Monday, 26 December 2011

Local

The more I understand my own writing practice, the more I'm grateful for the first three words (after a colon) of W.C.Williams' Paterson: "a local pride". The closer we attend to the local--a landscape, a socio-political context, a history, an interior system--the wider our work will reach.
Lots of artists have worked out (of) their own local. In the case of Williams, it was the New Jersey city of Paterson, his lifelong local, which spreads behind his hilltop perch in the photo opposite the title page in my edition of |Paterson. In the case of Vancouver photographer Fred Herzog, it's "Granville Street from Granville Street", "CPR Pier & Marine Building", "Hastings at Columbia 2" and so on.
My son Tom's an artistic guy--an improviser, sketch comedy writer, performer and producer who in many ways digs the local in Vancouver. He and I caught a Herzog show in Vancouver last year, and I thought he'd like Fred Herzog Photographs for Christmas. The grit and colour aesthetics of it, the reading of an entire world in a pair of orange cars on Powell or a tableau of real estate ads. I ordered the book for him.
So there we were yesterday, Christmas morning. Tom handed me a present the size of a large box of chocolates, weight of a tray of drinks. I had no idea what it was until I got to the cover--a wide view of an Asian couple about to cross Alexander Street in Vancouver--of Fred Herzog Photographs.
A gorgeous book. Thanks, Tom!

Monday, 19 December 2011

I Case Anyone Asks Me About My Teachers

I guess I go way back with teachers. Mrs. Campbell, in grade 1, drew a chalk circle an inch above my nose-height and made me stand there with my nose stuck in it. I forget what I'd done but could make something up, I suppose (I'd slugged Betsy Benny in the shoulder). I've told that story before, but no one has ever believed me. Not sure that I would myself.
Miss S. in grade 2 was a babe, no other way to put it (could again make something up: her first name was Rose). When we got to the classroom the night of the Christmas concert, we found a new phonics workbook on every desk, and the desks themselves renewed.
And so on through the grades. Skip ahead to grade 9 and Mrs. K, another babe, who lived in the same decade as her students, it seemed, which made her coolest by far.
I remember Mrs. Cohen at U of C music ed class, asking us to make noise and record it and compose with it. I reached back, don't know what made me do it, to the back panel of an electric piano, one of seven or eight in the row behind mine. I rubbed along, pulling a groan louder than the other noises. For her, that was a good thing. She was a serious creative spirit

Thursday, 15 December 2011

"Steps to Writing a Fresh Expository Essay"

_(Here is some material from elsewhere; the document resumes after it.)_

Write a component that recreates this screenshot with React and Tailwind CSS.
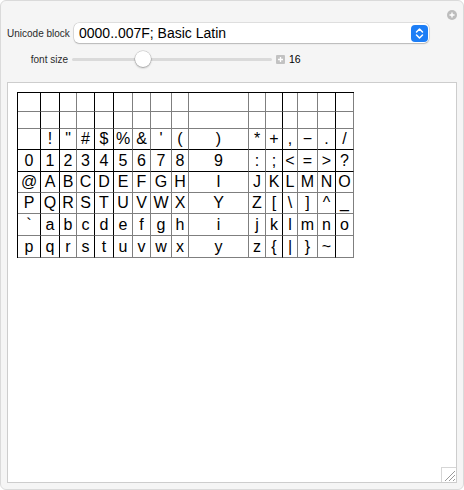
import React from "react";

// column right-border colours, one per column (black or mid gray like the reference)
const colLine = [
  "border-r-black",
  "border-r-black",
  "border-r-[#7f7f7f]",
  "border-r-black",
  "border-r-black",
  "border-r-[#7f7f7f]",
  "border-r-[#7f7f7f]",
  "border-r-[#7f7f7f]",
  "border-r-[#7f7f7f]",
  "border-r-[#7f7f7f]",
  "border-r-[#7f7f7f]",
  "border-r-black",
  "border-r-[#7f7f7f]",
  "border-r-[#7f7f7f]",
  "border-r-black",
  "border-r-[#7f7f7f]",
];

const rowLine = [
  "border-b-[#7f7f7f]",
  "border-b-[#7f7f7f]",
  "border-b-black",
  "border-b-black",
  "border-b-[#7f7f7f]",
  "border-b-[#7f7f7f]",
  "border-b-[#7f7f7f]",
  "border-b-[#7f7f7f]",
];

const rows = [
  Array(16).fill(""),
  Array(16).fill(""),
  [" ", "!", '"', "#", "$", "%", "&", "'", "(", ")", "*", "+", ",", "−", ".", "/"],
  "0123456789:;<=>?".split(""),
  "@ABCDEFGHIJKLMNO".split(""),
  "PQRSTUVWXYZ[\\]^_".split(""),
  "`abcdefghijklmno".split(""),
  [..."pqrstuvwxyz{|}~".split(""), ""],
];

function CharGrid() {
  return (
    <div className="grid grid-cols-[23px_19px_17px_18px_19px_19px_18px_21px_17px_60px_17px_17px_15px_20px_18px_18px] grid-rows-[19px_17px_21px_22px_21px_21px_22px_22px] w-fit border-l border-t border-black">
      {rows.map((r, ri) =>
        r.map((ch, ci) => (
          <div
            key={ri + "-" + ci}
            className={
              "flex items-center justify-center border-r border-b text-[16px] leading-none text-black " +
              colLine[ci] +
              " " +
              rowLine[ri]
            }
          >
            {ch}
          </div>
        ))
      )}
    </div>
  );
}

export default function App() {
  return (
    <div className="relative w-[464px] h-[490px] bg-[#f5f5f5] border border-[#dadada] rounded-[6px] pt-[22px] font-['Liberation_Sans',Arial,sans-serif] overflow-hidden">
      {/* little add-bookmark button in the corner */}
      <svg className="absolute right-[6px] top-[9px]" width="10" height="10" viewBox="0 0 10 10">
        <circle cx="5" cy="5" r="5" fill="#bdbdbd" />
        <path d="M5 2.5v5M2.5 5h5" stroke="white" strokeWidth="1.4" />
      </svg>

      {/* Unicode block popup */}
      <div className="flex items-center h-[20px] ml-[6px]">
        <div className="w-[61px] text-right text-[10px] text-[#2a2a2a] whitespace-nowrap">Unicode block</div>
        <div className="ml-[6px] w-[355px] h-[20px] flex items-center justify-between bg-white rounded-[5px] shadow-[0_0_0_0.5px_rgba(0,0,0,0.18),0_1px_1.5px_rgba(0,0,0,0.18)] pl-[5px] pr-[1px]">
          <span className="text-[14px] text-black leading-none">0000..007F; Basic Latin</span>
          <div className="w-[17px] h-[17px] rounded-[4px] bg-[#1d7ef6] flex items-center justify-center">
            <svg width="9" height="13" viewBox="0 0 9 13">
              <path d="M1.5 5 L4.5 2 L7.5 5 M1.5 8 L4.5 11 L7.5 8" fill="none" stroke="white" strokeWidth="1.5" strokeLinecap="round" strokeLinejoin="round" />
            </svg>
          </div>
        </div>
      </div>

      {/* font size slider */}
      <div className="flex items-center h-[20px] ml-[6px] mt-[6px]">
        <div className="w-[61px] text-right text-[10px] text-[#2a2a2a] whitespace-nowrap">font size</div>
        <div className="relative ml-[4px] w-[200px] h-[16px] flex items-center">
          <div className="w-full h-[3px] rounded-full bg-[#dadada]" />
          <div className="absolute left-[63px] top-0 w-[16px] h-[16px] rounded-full bg-white shadow-[0_0_0_0.5px_rgba(0,0,0,0.2),0_1px_2px_rgba(0,0,0,0.3)]" />
        </div>
        <svg className="ml-[4px]" width="9" height="9" viewBox="0 0 9 9">
          <rect width="9" height="9" rx="1" fill="#c2c2c2" />
          <path d="M4.5 2v5M2 4.5h5" stroke="white" strokeWidth="1.3" />
        </svg>
        <span className="ml-[4px] text-[10.5px] text-black leading-none">16</span>
      </div>

      {/* output pane */}
      <div className="relative mt-[13px] mx-[6px] h-[401px] bg-white border border-[#cdcdcd] pl-[9px] pt-[9px]">
        <CharGrid />
        <div className="absolute right-0 bottom-0 w-[15px] h-[15px] border-l border-t border-[#d6d6d6] bg-white">
          <svg width="14" height="14" viewBox="0 0 14 14">
            <path d="M3 13 L13 3 M7 13 L13 7 M11 13 L13 11" stroke="#9a9a9a" strokeWidth="1" />
          </svg>
        </div>
      </div>
    </div>
  );
}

Avoid excessive words and ideas.
This sentence is very long.
Make note of any rampant thoughts.

Take a seat and form these thoughts.
Do not hesitate to get into the simplest of things in a magnified manner.
Do not say, "Sally ran away."

Instead say, "Sally turned on her heels and bolted."
Nix the clutter.
Drug dependency is never good, even for a writer.

Your cat, dog, hampster, infantile sister or brother will do nicely as long as they cannot talk.
Be an artist.
Feeling ashamed while expressing our thoughts will turn into our fatal wound.

For someone to be a dipstick means that they were dipped in a pool of idiocy.
If you notice an impressive sentence, why not write one just like it?
Say as little as possible, while suggesting as much as possible.

Now the cart is groaning.
Pick up a pen or pencil, simple as that.
Take full advantage of your reader.

Thursday, 8 December 2011

Results

One of my students wrote sentence composure instead of sentence composition.

When thinking about how they read or write, some students don't know what words to use. But they don't mind the attempt.

Discoveries abound. For some students it doesn't take much, just an invitation.

Some students have realized that if they can't get beyond terms like deeper meaning and line-by-line they haven't thought hard enough.

Some students disclosed, in cautious tones, they might switch majors to English.

The more they learn to write, the fewer words they use.